男人街は、名前の通り男性向けの女人街ということだったが、実際にはほとんど女人街と同じ感じだ。
雨が降ってきたからか、それとも時間が遅くなったからか、店じまいする店が多く、じっくり買い物は楽しめなかった。
だが、一つ目に飛び込んできた数字がある。

歩いていると、ネクタイを売る店を発見し、そこで見た驚愕の値段は、なんと「1本20香港ドル」!
おいおい、さっきあれだけ値段交渉の末70香港ドルで買ったのに、その3分の1以下の値段で、普通に売っている!
もう腰から砕けそうな脱力感のもと、さらに2本を購入して去っていった。
もちろん、もう値段交渉してさらに値段を下げる元気などなかった……。
恐るべし、女人街。
いや、女が恐ろしいのかもしれない……。

もう一つ、小ネタを。
男人街では少し小腹が空いてきたので、3軒の屋台で食事をした。
その1軒での出来事だ。
男人街のマーケットの合間、合間でオープンカフェのようにテーブルが通りまでせり出しているような店が並んでいた。
オープンカフェを想像すると全く事実と異なるのだが、日本の夜店みたいなものだろうか。
小籠包を食べようと店をのぞくと、(日本の駅売店のようにカウンターで売っているので店内で食事はできない)若い兄ちゃんが上半身裸で小籠包を売っていた。
それだけでも笑えるのだが、よく見ると、彼がはいているのは海パン。
さらに接客しながら喫煙行為に至る始末。
もう僕たちは爆笑しまくりで観察していた。
出された小籠包の味が気になるところだが、これが抜群にうまい。
なんだか、だまされたような感じだが、さらに別れ際にネタを披露してくれた。
じろじろ見ていたからか、兄ちゃんが声をかけてくれた。
「アー ユー ○ニス?」
あまりの突飛な質問に、聞かれたジョセフは仰天して、聞き返した。
「アー ユー ペ○ス?」
明らかに○ん○んを意味する単語を発している。
と、ひらめいたジョセフが「ああ、ジャパニーズってことね。
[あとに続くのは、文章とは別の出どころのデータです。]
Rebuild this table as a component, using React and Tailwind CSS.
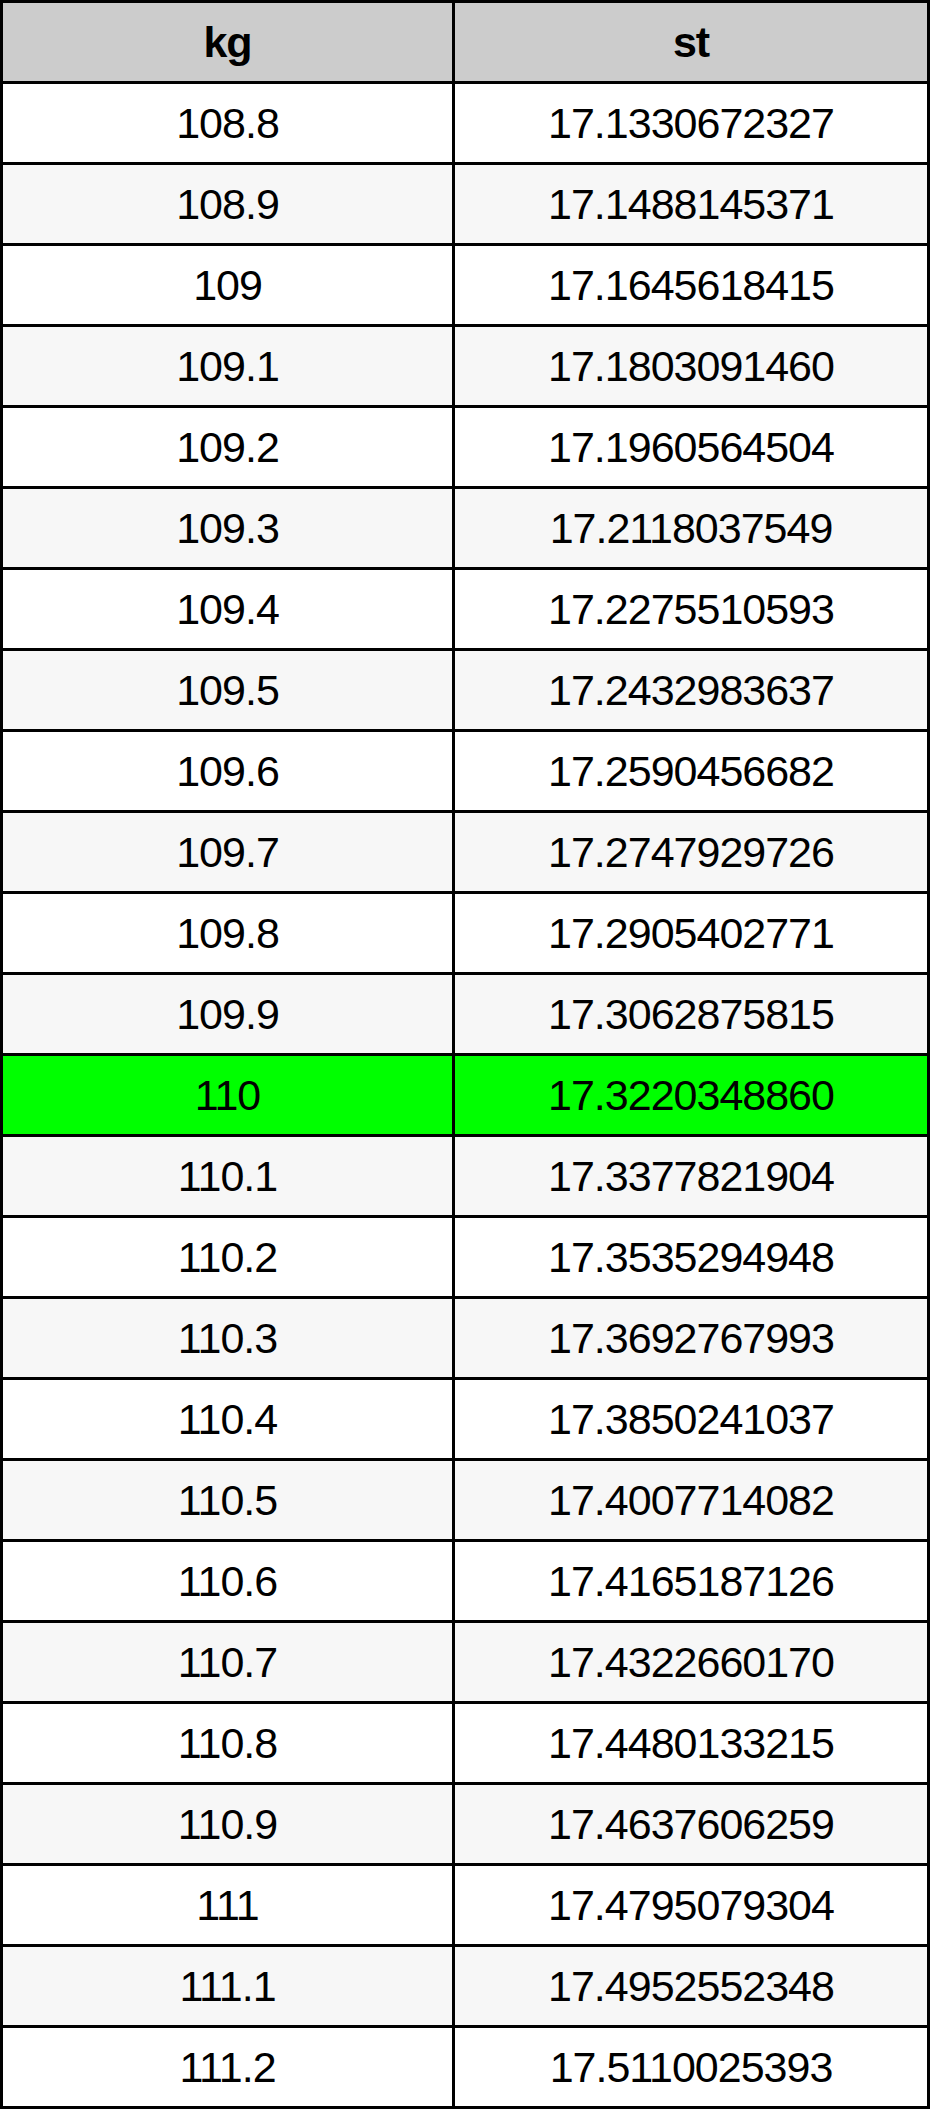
import React from 'react';

// ============= DATA =============
const ROWS = [
  ['108.8', '17.1330672327'],
  ['108.9', '17.1488145371'],
  ['109', '17.1645618415'],
  ['109.1', '17.1803091460'],
  ['109.2', '17.1960564504'],
  ['109.3', '17.2118037549'],
  ['109.4', '17.2275510593'],
  ['109.5', '17.2432983637'],
  ['109.6', '17.2590456682'],
  ['109.7', '17.2747929726'],
  ['109.8', '17.2905402771'],
  ['109.9', '17.3062875815'],
  ['110', '17.3220348860'],
  ['110.1', '17.3377821904'],
  ['110.2', '17.3535294948'],
  ['110.3', '17.3692767993'],
  ['110.4', '17.3850241037'],
  ['110.5', '17.4007714082'],
  ['110.6', '17.4165187126'],
  ['110.7', '17.4322660170'],
  ['110.8', '17.4480133215'],
  ['110.9', '17.4637606259'],
  ['111', '17.4795079304'],
  ['111.1', '17.4952552348'],
  ['111.2', '17.5110025393'],
];

const HIGHLIGHT = '110';

// ============= SUB COMPONENTS =============
const Cell = ({ children, wide, bold }) => (
  <div
    className={`flex items-center justify-center h-[81px] border-r-[3px] border-b-[3px] border-black text-[43px] tracking-[-1px] text-black ${
      wide ? 'w-[475px]' : 'w-[452px]'
    } ${bold ? 'font-bold' : 'font-normal'}`}
  >
    {children}
  </div>
);

const Row = ({ kg, st, index }) => {
  let bg = index % 2 === 0 ? 'bg-white' : 'bg-[#f7f7f7]';
  if (kg === HIGHLIGHT) bg = 'bg-[#00ff00]';
  return (
    <div className={`flex ${bg}`}>
      <Cell>{kg}</Cell>
      <Cell wide>{st}</Cell>
    </div>
  );
};

const App = () => {
  return (
    <div className="w-[930px] bg-white" style={{ fontFamily: '"Liberation Sans", Arial, sans-serif' }}>
      <div className="w-[930px] border-t-[3px] border-l-[3px] border-black">
        <div className="flex bg-[#cccccc]">
          <Cell bold>kg</Cell>
          <Cell wide bold>st</Cell>
        </div>
        {ROWS.map(([kg, st], i) => (
          <Row key={kg} kg={kg} st={st} index={i} />
        ))}
      </div>
    </div>
  );
};

export default App;
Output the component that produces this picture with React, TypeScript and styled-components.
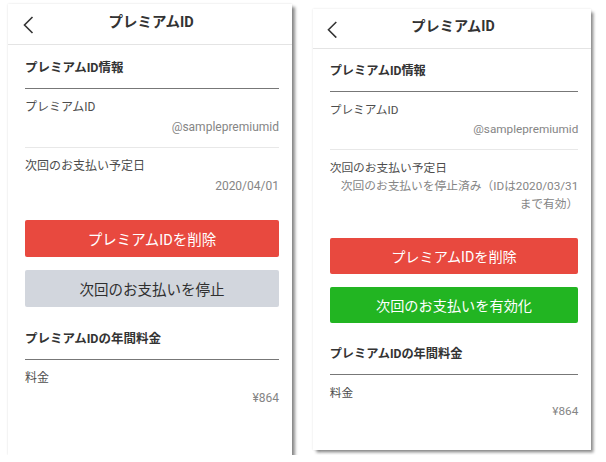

イエス、イエス!」と答えた。
あまりにも「なまり」がひどく、「ジャ」が聞き取れなかったのだった。

それにしても、いきなり「ち○ち○」と聞かれたら、びっくりするね。
男四人で、それまでしょうもないことを言いまくっていた罰(バチ)が当たったのかもしれない。

そんなこんなで、充実して歩き疲れ、笑い疲れた一日は終わっていった。